Assert.That(threadId, Is.Not.EqualTo(0));

// Act
Log("Suspending thread...");
InteropAPI.TRSuspendThread(threadId);
Log("Thread suspended");
suspendEvent.Set();
Log("Event set");

// Assert part omitted

The TRGetCurrentThreadId simply calls winapi GetCurrentThreadId while TRSuspendThread calls SuspendThread.

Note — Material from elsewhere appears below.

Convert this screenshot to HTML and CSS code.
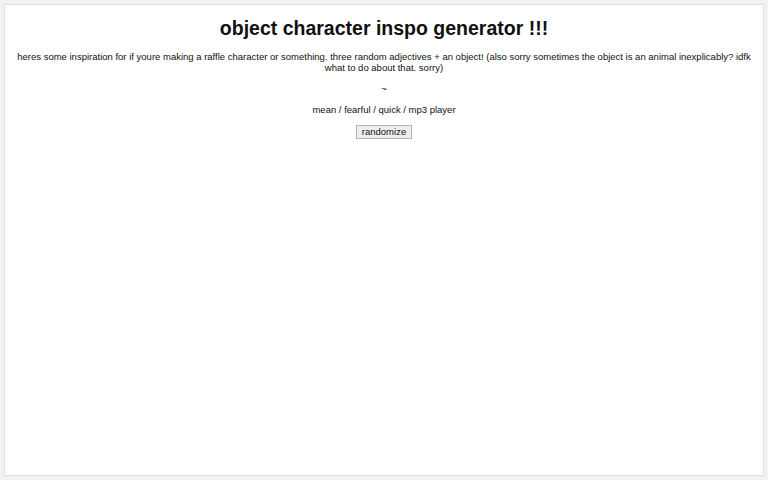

This version of the test works just fine, executed thousands of times. Here's a slightly cleaner version which tries to get rid of the threadId wait hack:

// Arrange
var timeout = TimeSpan.FromSeconds(10);
var locker = new object();
var suspendEvent = new ManualResetEventSlim(false);
var threadSetEvent = new ManualResetEventSlim(false);
ulong threadId = 0;

var thread = new Thread(() =>
{
    lock (locker)
    {
        threadId = InteropAPI.TRGetCurrentThreadId();
    }
    threadSetEvent.Set();

    Log($"Thread started: {threadId}");
    suspendEvent.Wait();
    Log($"Thread finished: {threadId}");
});
thread.Start();

threadSetEvent.Wait(timeout);
Assert.That(threadId, Is.Not.EqualTo(0));

// Act
Log("Suspending thread...");
InteropAPI.TRSuspendThread(threadId);
Log("Thread suspended");
suspendEvent.Set();
Log("Event set");

The problem with this version is, it gets stuck. Specifically, in the call to suspendEvent.Set(). The logs printed:

Thread started: 37348
Suspending thread...
Thread suspended

The thread gets suspended as expected, as confirmed via process explorer. Forcefully resuming the thread using process explorer makes the test finish and print the rest of the logs:

Event set
Thread finished: 37348

Initially, I thought that perhaps runtime moves the managed, test-running thread, onto a suspended system thread, however printing the TRGetCurrentThreadId in the main thread doesn't confirm that.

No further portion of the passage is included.